> **Records provided**:

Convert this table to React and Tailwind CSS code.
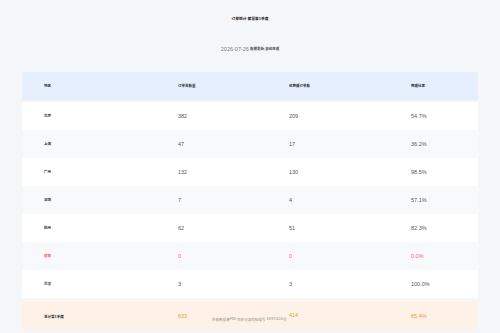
import React from 'react';

const rows = [
  { name: '北京', total: 382, done: 209, rate: '54.7%' },
  { name: '上海', total: 47, done: 17, rate: '36.2%' },
  { name: '广州', total: 132, done: 130, rate: '98.5%' },
  { name: '深圳', total: 7, done: 4, rate: '57.1%' },
  { name: '杭州', total: 62, done: 51, rate: '82.3%' },
  { name: '成都', total: 0, done: 0, rate: '0.0%', warn: true },
  { name: '武汉', total: 3, done: 3, rate: '100.0%' },
];

const cjk = { fontFamily: '"Noto Sans CJK SC", "Liberation Sans", sans-serif' };

const Zh = ({ children, className = '' }) => (
  <span className={`text-[3.5px] font-bold ${className}`} style={cjk}>
    {children}
  </span>
);

const App = () => {
  return (
    <div
      className="w-[500px] h-[333px] overflow-hidden bg-[#f5f6f8] px-[22px] text-[5.5px] text-[#303133]"
      style={{ fontFamily: '"Liberation Sans", "Noto Sans CJK SC", sans-serif' }}
    >
      {/* 标题 */}
      <div className="h-[37px] flex items-center justify-center font-bold text-[#1f2022]">
        <Zh className="text-[3.7px]">订单统计-截至第</Zh>
        <span className="text-[4px]">1</span>
        <Zh className="text-[3.7px]">季度</Zh>
      </div>
      <div className="h-[24px] mb-[11px] flex items-center justify-center text-[#7a7c80]">
        <span>2026-07-26</span>
        <Zh className="ml-[1px] text-[#4a4c50]">数据更新-自动生成</Zh>
      </div>

      {/* 表头 */}
      <div className="h-[28px] grid grid-cols-[134px_111px_122px_1fr] items-center pl-[22px] bg-[#e6effd] text-[#26282b]">
        <Zh>地区</Zh>
        <Zh>订单总数量</Zh>
        <Zh>已完成订单数</Zh>
        <Zh>完成比率</Zh>
      </div>

      {/* 数据行 */}
      <div className="mt-[2px]">
        {rows.map((r, i) => (
          <div
            key={r.name}
            className={`h-[28px] grid grid-cols-[134px_111px_122px_1fr] items-center pl-[22px] ${
              i % 2 === 0 ? 'bg-white' : 'bg-[#f8f9fb]'
            } ${r.warn ? 'text-[#f56c6c]' : 'text-[#55575b]'}`}
          >
            <Zh className={r.warn ? '' : 'text-[#2a2c30]'}>{r.name}</Zh>
            <span>{r.total}</span>
            <span>{r.done}</span>
            <span>{r.rate}</span>
          </div>
        ))}
      </div>

      {/* 合计 */}
      <div className="relative mt-[4px] h-[28px] grid grid-cols-[134px_111px_122px_1fr] items-center pl-[22px] bg-[#fef1e7] text-[#f7953d]">
        <span className="text-[#26282b] font-bold">
          <Zh>总计第</Zh>
          <span className="text-[4px]">1</span>
          <Zh>季度</Zh>
        </span>
        <span>633</span>
        <span className="-mt-[2px]">414</span>
        <span>65.4%</span>
        <div className="absolute left-[190px] top-[14px] flex items-center text-[4.3px] text-[#909399] whitespace-nowrap">
          <Zh className="font-normal">外部数据源</Zh>
          <span>FBI</span>
          <Zh className="ml-[1px] font-normal">同步记录校验编号</Zh>
          <span className="ml-[1px]">1697424</span>
          <Zh className="font-normal">号</Zh>
        </div>
      </div>
    </div>
  );
};

export default App;
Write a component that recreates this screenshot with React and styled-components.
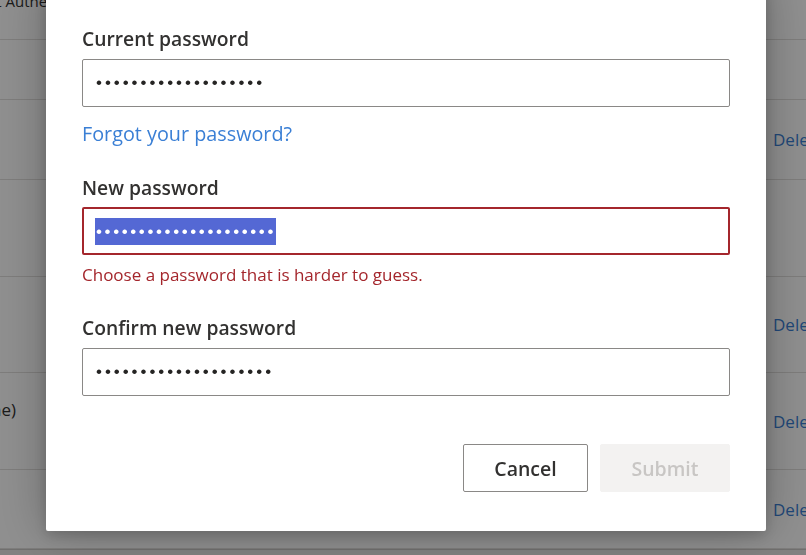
import React from 'react';
import styled, { createGlobalStyle } from 'styled-components';

const GlobalStyle = createGlobalStyle`
  html, body {
    margin: 0;
    padding: 0;
    height: 100%;
    overflow: hidden;
    background: #fff;
  }
  body {
    font-family: "Open Sans", "Noto Sans", sans-serif;
    color: #323130;
  }
`;

// ---- page behind the dialog ----

const Page = styled.div`
  width: 806px;
  height: 555px;
  display: flex;
  flex-direction: column;
  overflow: hidden;
`;

const HeaderRow = styled.div`
  height: 40px;
  flex: none;
  display: flex;
  align-items: flex-start;
  border-bottom: 1px solid #e1dfdd;
  box-sizing: border-box;
`;

const HeaderCell = styled.div`
  width: 80px;
  overflow: hidden;
  white-space: nowrap;
  font-size: 15px;
  line-height: 20px;
  font-weight: 400;
  color: #323130;
  text-indent: -27px;
  margin-top: -9px;
`;

const Row = styled.div`
  height: ${(p) => p.$h}px;
  flex: none;
  display: flex;
  align-items: center;
  border-bottom: 1px solid #e1dfdd;
  box-sizing: border-box;
`;

const LeftCell = styled.div`
  width: 16px;
  overflow: hidden;
  display: flex;
  justify-content: flex-end;
  white-space: nowrap;
  font-size: 17px;
  align-self: flex-start;
  padding-top: ${(p) => p.$top || 0}px;
`;

const Spacer = styled.div`
  flex: 1;
`;

const DeleteLink = styled.a`
  width: 33px;
  overflow: hidden;
  white-space: nowrap;
  font-size: 17px;
  color: #3a7fd5;
  text-decoration: none;
`;

const Footer = styled.div`
  flex: 1;
  background: #e8e7e6;
  border-top: 1px solid #c8c6c4;
`;

// ---- overlay + dialog ----

const Overlay = styled.div`
  position: fixed;
  inset: 0;
  background: rgba(0, 0, 0, 0.44);
`;

const Dialog = styled.div`
  position: absolute;
  left: 46px;
  top: -20px;
  width: 720px;
  box-sizing: border-box;
  padding: 45px 36px 39px;
  background: #fff;
  border-radius: 2px;
  box-shadow: 0 0 50px rgba(0, 0, 0, 0.28), 0 4px 14px rgba(0, 0, 0, 0.18);
  display: flex;
  flex-direction: column;
`;

const Label = styled.div`
  font-size: 19.3px;
  line-height: 28px;
  font-weight: 600;
  color: #323130;
  margin-top: ${(p) => p.$gap || 0}px;
  margin-bottom: ${(p) => p.$below || 6}px;
`;

const Field = styled.div`
  height: 48px;
  box-sizing: border-box;
  border: ${(p) => (p.$error ? '2px solid #a4262c' : '1px solid #8a8886')};
  border-radius: 2px;
  display: flex;
  align-items: center;
  padding-left: ${(p) => (p.$error ? 11 : 13)}px;
`;

const Dots = styled.span`
  font-family: "Liberation Sans", Arial, sans-serif;
  font-size: 17px;
  letter-spacing: 2.95px;
  color: #252423;
`;

const Selected = styled.span`
  font-family: "Liberation Sans", Arial, sans-serif;
  font-size: 17px;
  letter-spacing: 2.62px;
  line-height: 27px;
  padding-left: 1px;
  background: #5468d4;
  color: #fff;
`;

const ForgotLink = styled.a`
  margin-top: 15px;
  font-size: 19.8px;
  line-height: 24px;
  color: #3a7fd5;
  text-decoration: none;
  align-self: flex-start;
`;

const ErrorText = styled.div`
  margin-top: 9px;
  font-size: 17px;
  line-height: 22px;
  color: #a4262c;
`;

const Actions = styled.div`
  margin-top: 48px;
  display: flex;
  justify-content: flex-end;
  gap: 12px;
`;

const Button = styled.button`
  height: 48px;
  width: ${(p) => p.$w}px;
  box-sizing: border-box;
  border-radius: 2px;
  font-family: "Open Sans", "Noto Sans", sans-serif;
  font-size: 19.5px;
  font-weight: 600;
  border: 1px solid ${(p) => (p.$disabled ? '#f3f2f1' : '#8a8886')};
  background: ${(p) => (p.$disabled ? '#f3f2f1' : '#fff')};
  color: ${(p) => (p.$disabled ? '#c8c6c4' : '#323130')};
  padding: 0;
`;

const dots = (n) => '\u2022'.repeat(n);

export default function App() {
  return (
    <>
      <GlobalStyle />
      <Page>
        <HeaderRow>
          <HeaderCell>Last Authentication</HeaderCell>
        </HeaderRow>
        <Row $h={60} />
        <Row $h={80}>
          <Spacer />
          <DeleteLink>Delete</DeleteLink>
        </Row>
        <Row $h={97} />
        <Row $h={96}>
          <Spacer />
          <DeleteLink>Delete</DeleteLink>
        </Row>
        <Row $h={97}>
          <LeftCell $top={25}>(default phone)</LeftCell>
          <Spacer />
          <DeleteLink>Delete</DeleteLink>
        </Row>
        <Row $h={79}>
          <Spacer />
          <DeleteLink>Delete</DeleteLink>
        </Row>
        <Footer />
      </Page>

      <Overlay>
        <Dialog role="dialog" aria-label="Change password">
          <Label>Current password</Label>
          <Field>
            <Dots>{dots(19)}</Dots>
          </Field>
          <ForgotLink href="#">Forgot your password?</ForgotLink>

          <Label $gap={28} $below={5}>New password</Label>
          <Field $error>
            <Selected>{dots(21)}</Selected>
          </Field>
          <ErrorText>Choose a password that is harder to guess.</ErrorText>

          <Label $gap={28}>Confirm new password</Label>
          <Field>
            <Dots>{dots(20)}</Dots>
          </Field>

          <Actions>
            <Button $w={125}>Cancel</Button>
            <Button $w={130} $disabled>Submit</Button>
          </Actions>
        </Dialog>
      </Overlay>
    </>
  );
}
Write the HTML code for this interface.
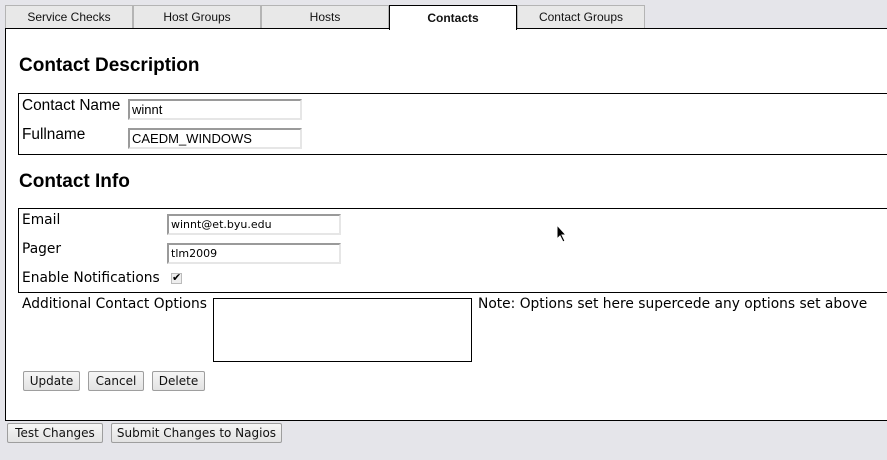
<!DOCTYPE html>
<html><head><meta charset="utf-8"><style>
*{box-sizing:border-box;margin:0;padding:0}
body{width:887px;height:460px;background:#e5e5ea;position:relative;overflow:hidden;font-family:"Liberation Sans",sans-serif;color:#000}
.a{position:absolute}
.tab{position:absolute;top:5px;height:24px;width:128px;background:#e8e8e8;border:1px solid #b4b4b4;border-bottom:none;font:12px "Liberation Sans",sans-serif;text-align:center;line-height:22px;color:#111}
.tab.on{background:#fff;border:1px solid #000;border-bottom:none;font-weight:bold;height:25px;z-index:3;line-height:24px}
#panel{position:absolute;left:5px;top:28px;width:890px;height:393px;background:#fff;border:1px solid #000}
.box{position:absolute;left:18px;width:880px;border:1px solid #000}
.in{position:absolute;height:21px;width:174px;border:2px solid;border-color:#9a9a9a #e6e6e6 #e6e6e6 #9a9a9a;background:#fff;font:11px "DejaVu Sans",sans-serif;padding-left:2px;line-height:17px}
.in.l{font:13px "Liberation Sans",sans-serif;line-height:17px}
.lbl{position:absolute;font-size:15.4px}
.dj{font-family:"DejaVu Sans",sans-serif;font-size:13.8px}
.btn{position:absolute;height:20px;border:1px solid #9e9e9e;border-radius:2px;background:linear-gradient(#f6f6f6,#e2e2e2);font:12px "DejaVu Sans",sans-serif;text-align:center;line-height:18px;color:#111}
h2{position:absolute;font-size:19px;font-weight:bold}
</style></head><body>
<div class="tab" style="left:5px">Service Checks</div>
<div class="tab" style="left:133px">Host Groups</div>
<div class="tab" style="left:261px">Hosts</div>
<div class="tab on" style="left:389px">Contacts</div>
<div class="tab" style="left:517px">Contact Groups</div>
<div id="panel"></div>
<h2 style="left:19px;top:55px">Contact Description</h2>
<div class="box" style="top:93px;height:62px"></div>
<div class="lbl" style="left:22px;top:97px">Contact Name</div>
<div class="in l" style="left:128px;top:99px">winnt</div>
<div class="lbl" style="left:22px;top:126px">Fullname</div>
<div class="in l" style="left:128px;top:128px">CAEDM_WINDOWS</div>
<h2 style="left:19px;top:171px">Contact Info</h2>
<div class="box" style="top:208px;height:85px"></div>
<div class="lbl dj" style="left:22px;top:212px">Email</div>
<div class="in" style="left:167px;top:214px">winnt@et.byu.edu</div>
<div class="lbl dj" style="left:22px;top:241px">Pager</div>
<div class="in" style="left:167px;top:243px">tlm2009</div>
<div class="lbl dj" style="left:22px;top:270px">Enable Notifications</div>
<div class="a" style="left:171px;top:273px;width:11px;height:11px;background:#eee;border:1px solid #bbb;font-size:11px;line-height:9px;text-align:center">✔</div>
<div class="lbl dj" style="left:22px;top:296px">Additional Contact Options</div>
<div class="a" style="left:213px;top:298px;width:259px;height:64px;border:1px solid #000"></div>
<div class="lbl dj" style="left:478px;top:296px">Note: Options set here supercede any options set above</div>
<div class="btn" style="left:23px;top:371px;width:57px">Update</div>
<div class="btn" style="left:88px;top:371px;width:56px">Cancel</div>
<div class="btn" style="left:152px;top:371px;width:53px">Delete</div>
<div class="btn" style="left:7px;top:423px;width:96px">Test Changes</div>
<div class="btn" style="left:111px;top:423px;width:171px">Submit Changes to Nagios</div>
<svg class="a" style="left:556px;top:224px" width="12" height="20" viewBox="0 0 12 20"><path d="M1 1 L1 15 L4 12 L7 18 L9 17 L6 11 L10 11 Z" fill="#000" stroke="#fff" stroke-width="1"/></svg>
</body></html>
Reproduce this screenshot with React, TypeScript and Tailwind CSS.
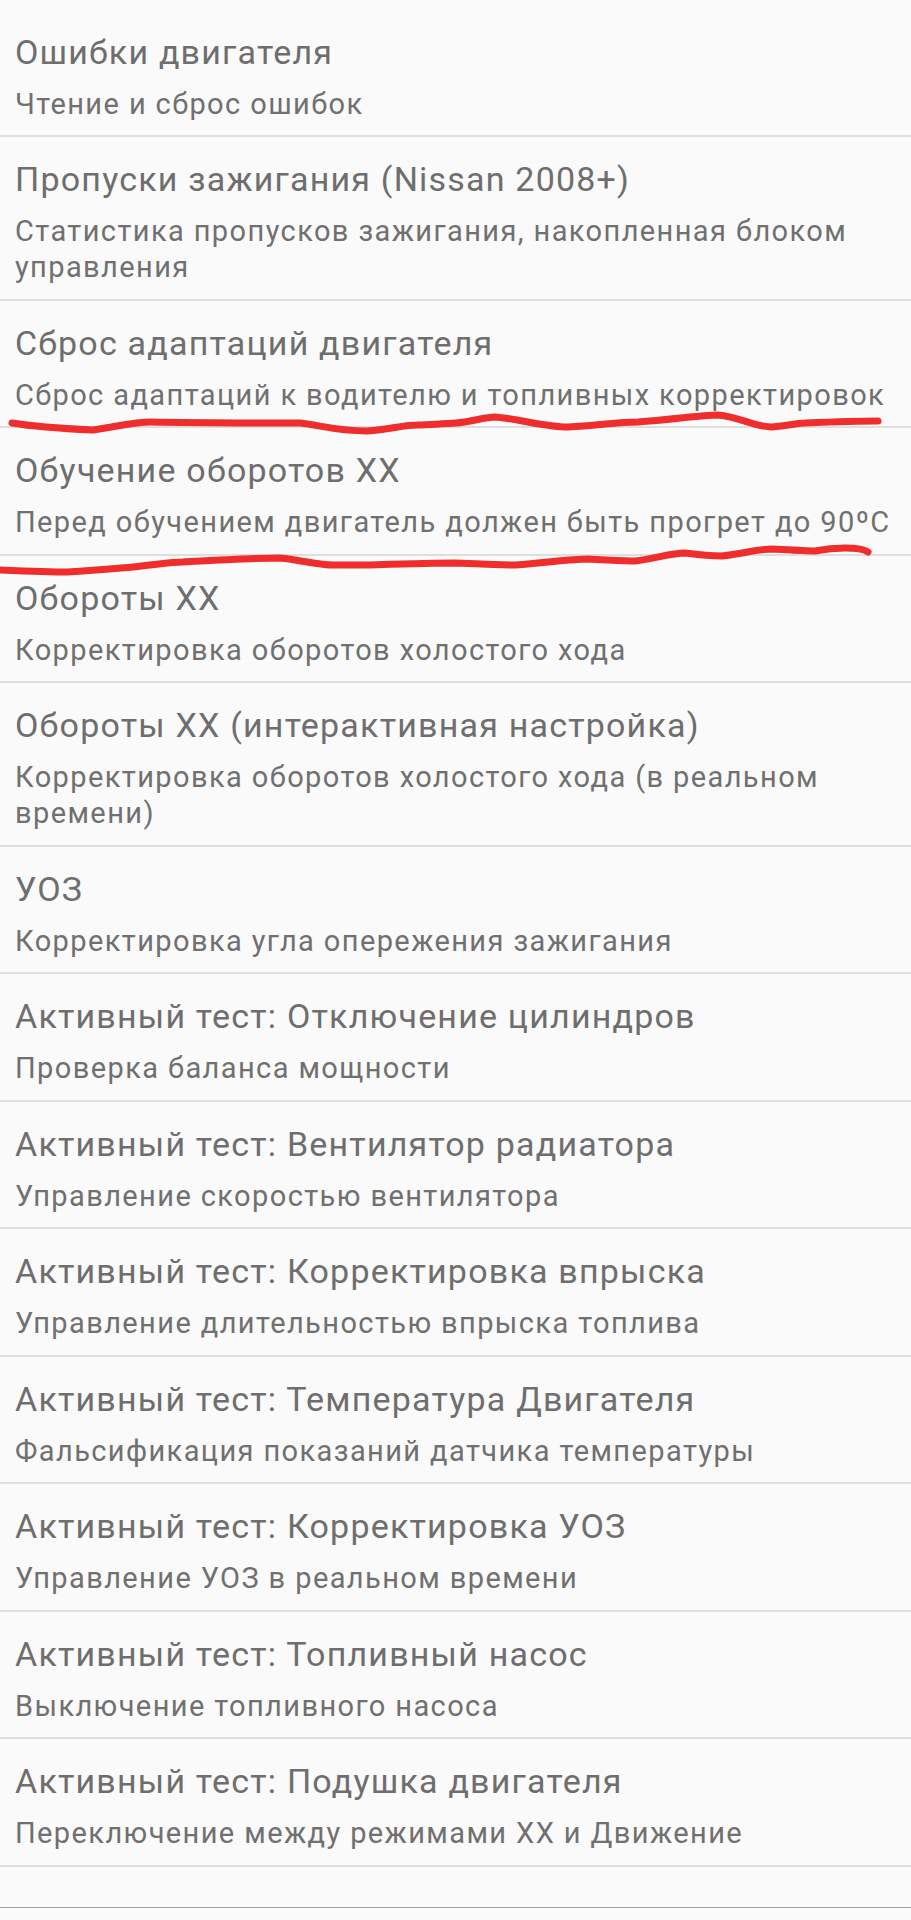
import React from 'react';

type Item = { title: string; subtitle: string };

const items: Item[] = [
  { title: 'Ошибки двигателя', subtitle: 'Чтение и сброс ошибок' },
  { title: 'Пропуски зажигания (Nissan 2008+)', subtitle: 'Статистика пропусков зажигания, накопленная блоком управления' },
  { title: 'Сброс адаптаций двигателя', subtitle: 'Сброс адаптаций к водителю и топливных корректировок' },
  { title: 'Обучение оборотов ХХ', subtitle: 'Перед обучением двигатель должен быть прогрет до 90ºC' },
  { title: 'Обороты ХХ', subtitle: 'Корректировка оборотов холостого хода' },
  { title: 'Обороты ХХ (интерактивная настройка)', subtitle: 'Корректировка оборотов холостого хода (в реальном времени)' },
  { title: 'УОЗ', subtitle: 'Корректировка угла опережения зажигания' },
  { title: 'Активный тест: Отключение цилиндров', subtitle: 'Проверка баланса мощности' },
  { title: 'Активный тест: Вентилятор радиатора', subtitle: 'Управление скоростью вентилятора' },
  { title: 'Активный тест: Корректировка впрыска', subtitle: 'Управление длительностью впрыска топлива' },
  { title: 'Активный тест: Температура Двигателя', subtitle: 'Фальсификация показаний датчика температуры' },
  { title: 'Активный тест: Корректировка УОЗ', subtitle: 'Управление УОЗ в реальном времени' },
  { title: 'Активный тест: Топливный насос', subtitle: 'Выключение топливного насоса' },
  { title: 'Активный тест: Подушка двигателя', subtitle: 'Переключение между режимами ХХ и Движение' },
];

function Row({ title, subtitle }: Item) {
  return (
    <div className="flex flex-col pl-[15px] pr-0 pt-[20px] pb-[13.5px] border-b-2 border-[#dedede]">
      <div className="text-[34px] leading-[44px] tracking-[1.2px] text-[#6e6e6e]">{title}</div>
      <div className="mt-[12px] text-[29px] leading-[36px] tracking-[1.4px] text-[#707070]">{subtitle}</div>
    </div>
  );
}

export default function App() {
  return (
    <div
      className="relative w-[911px] min-h-[1920px] bg-[#fafafa] flex flex-col"
      style={{ fontFamily: 'Roboto, "Noto Sans", sans-serif' }}
    >
      <div className="pt-[9.5px] flex flex-col">
        {items.map((item) => (
          <Row key={item.title} {...item} />
        ))}
      </div>
      <div className="h-[40px]" />
      <div className="border-t border-[#9e9e9e] flex-1" />

      {/* hand-drawn red underlines */}
      <svg
        className="absolute left-0 top-0 pointer-events-none"
        width="911"
        height="1920"
        viewBox="0 0 911 1920"
      >
        <path
          d="M12 423 C30 426 50 428 93 430 C120 426 135 422 150 422 C200 423 260 423 300 423 C320 425 335 431 367 431 C390 429 405 425 417 425 C435 424 445 424 456 423 C470 422 485 417 495 417 C520 419 545 427 568 427 C600 425 620 422 638 422 C670 420 700 415 718 415 C740 417 755 427 772 427 C790 425 800 423 805 423 C830 422 860 421 878 421"
          fill="none"
          stroke="#ef2d2d"
          strokeWidth="7"
          strokeLinecap="round"
          strokeLinejoin="round"
        />
        <path
          d="M0 570 C25 571 50 572 67 572 C100 570 120 568 133 567 C155 565 170 562 183 562 C220 560 255 558 280 558 C300 560 320 565 333 565 C350 565 360 565 367 565 C400 564 430 563 456 563 C480 564 500 565 515 565 C545 563 570 559 588 559 C610 560 625 561 635 561 C655 559 670 553 685 553 C700 555 712 556 722 556 C745 553 760 549 772 549 C790 550 805 551 815 551 C825 549 832 548 845 548 C855 548 864 549 868 552"
          fill="none"
          stroke="#ef2d2d"
          strokeWidth="7"
          strokeLinecap="round"
          strokeLinejoin="round"
        />
      </svg>
    </div>
  );
}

> **Exercise objective**: Nothing but the lines above, starting at the line that contains "Reproduce this screenshot" and ending at the line that contains "string; subtitle: string", should be given again, exactly and without the pictures.

> **Written answer**:
Reproduce this screenshot with React, TypeScript and Tailwind CSS.
import React from 'react';

type Item = { title: string; subtitle: string };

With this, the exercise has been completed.